Goal of the exercise »
From the listing below, tally the lines that include "React". Return only the total.
----------------
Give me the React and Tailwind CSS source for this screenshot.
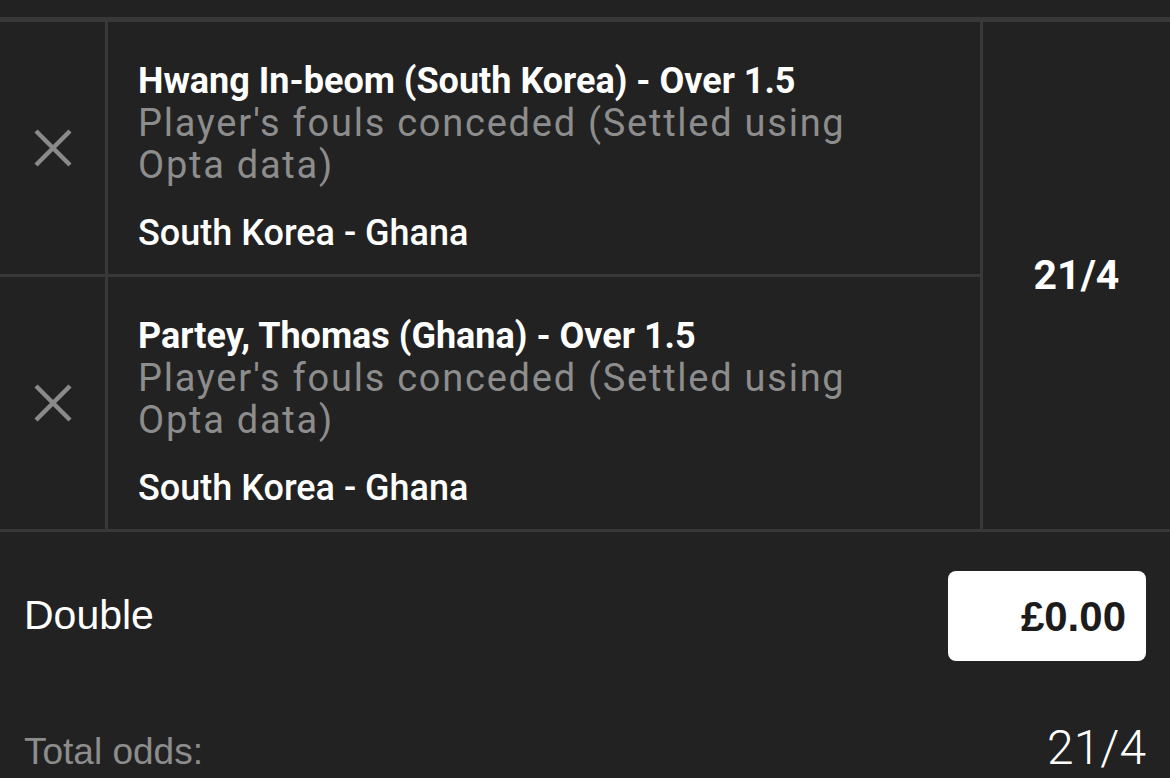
import React from 'react';

const legs = [
  { title: 'Hwang In-beom (South Korea) - Over 1.5', match: 'South Korea - Ghana' },
  { title: 'Partey, Thomas (Ghana) - Over 1.5', match: 'South Korea - Ghana' },
];

function CloseIcon() {
  return (
    <svg width="40" height="40" viewBox="0 0 40 40" className="text-[#8a8a8a]">
      <path d="M3 3 L37 37 M37 3 L3 37" stroke="currentColor" strokeWidth="4.5" fill="none" />
    </svg>
  );
}

function Leg({ leg, first }) {
  return (
    <div className={`flex ${first ? '' : 'border-t-[3px] border-[#383838]'}`}>
      <div className="w-[108px] shrink-0 border-r-[3px] border-[#383838] flex items-center justify-center">
        <CloseIcon />
      </div>
      <div className="flex-1 pl-[30px] pr-[92px] pt-[38px] pb-[20px] font-['Roboto',sans-serif] leading-[42px]">
        <div className="text-white font-bold text-[36px]">{leg.title}</div>
        <div className="text-[#8d8d8d] text-[38px] tracking-[1.75px]">
          Player's fouls conceded (Settled using Opta data)
        </div>
        <div className="text-white font-medium mt-[26px] text-[36px]">{leg.match}</div>
      </div>
    </div>
  );
}

export default function App() {
  return (
    <div className="bg-[#222222] w-[1170px] h-[778px] overflow-hidden pt-[17px]">
      <div className="flex border-t-[5px] border-b-[3px] border-[#383838]">
        <div className="flex-1 border-r-[3px] border-[#383838]">
          {legs.map((leg, i) => (
            <Leg key={i} leg={leg} first={i === 0} />
          ))}
        </div>
        <div className="w-[187px] flex items-center justify-center font-['Roboto',sans-serif] font-bold text-[41px] text-white">
          21/4
        </div>
      </div>

      <div className="px-[24px] font-['Liberation_Sans',Arial,sans-serif]">
        <div className="flex items-center justify-between mt-[39px]">
          <span className="text-white text-[41px]">Double</span>
          <div className="w-[198px] h-[90px] bg-white rounded-[8px] flex items-center justify-end pr-[20px]">
            <span className="text-[#1c1c1c] font-bold text-[42px]">£0.00</span>
          </div>
        </div>
        <div className="flex items-baseline justify-between mt-[63px] leading-none">
          <span className="text-[#8d8d8d] text-[37px]">Total odds:</span>
          <span className="text-white text-[48px] font-['Roboto',sans-serif] font-light">21/4</span>
        </div>
      </div>
    </div>
  );
}
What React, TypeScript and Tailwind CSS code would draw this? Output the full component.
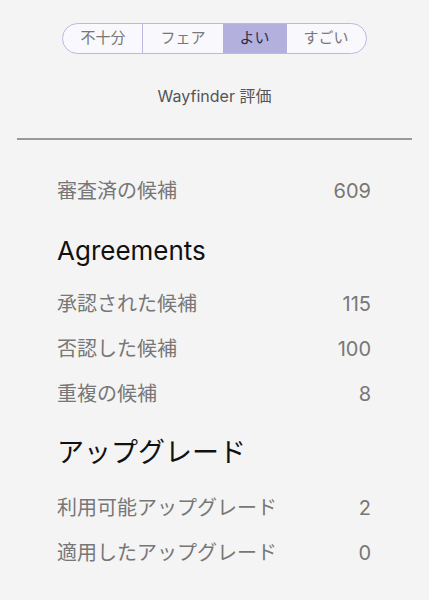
const font = { fontFamily: 'Inter, "Noto Sans CJK JP", sans-serif' };

const segments = ["不十分", "フェア", "よい", "すごい"];
const active = 2;

function Row({ label, value }: { label: string; value: string }) {
  return (
    <div className="flex h-[45px] items-center justify-between text-[20px] text-[#777]">
      <span>{label}</span>
      <span>{value}</span>
    </div>
  );
}

export default function App() {
  return (
    <div className="min-h-[600px] w-[429px] bg-[#f4f4f4]" style={font}>
      <div className="flex justify-center pt-[23px]">
        <div className="flex h-[31px] overflow-hidden rounded-full border-[1.5px] border-[#bcb8e2] bg-[#f9f8fc]">
          {segments.map((s, i) => (
            <div
              key={s}
              className={
                i === active
                  ? "flex items-center bg-[#b3b0de] px-[17px] text-[15px] text-[#2e2c4a]"
                  : i === 0
                  ? "flex items-center border-r-[1.5px] border-[#bcb8e2] px-[17px] text-[15px] text-[#777]"
                  : "flex items-center px-[17px] text-[15px] text-[#777]"
              }
            >
              {s}
            </div>
          ))}
        </div>
      </div>
      <div className="mt-[32px] text-center text-[16px] leading-[20px] text-[#555]">Wayfinder 評価</div>
      <div className="mx-[17px] mt-[32px] h-[2px] bg-[#999]" />

      <div className="pl-[57px] pr-[58px] pt-[28px]">
        <Row label="審査済の候補" value="609" />
        <div className="pb-[12px] pt-[20px] text-[26px] leading-[36px] text-[#111]">Agreements</div>
        <Row label="承認された候補" value="115" />
        <Row label="否認した候補" value="100" />
        <Row label="重複の候補" value="8" />
        <div className="pb-[12px] pt-[17px] text-[27px] leading-[40px] text-[#111]">アップグレード</div>
        <Row label="利用可能アップグレード" value="2" />
        <Row label="適用したアップグレード" value="0" />
      </div>
    </div>
  );
}
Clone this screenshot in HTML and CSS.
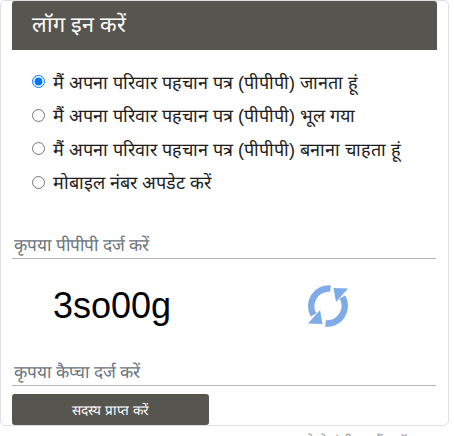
----------------
Full solution »
3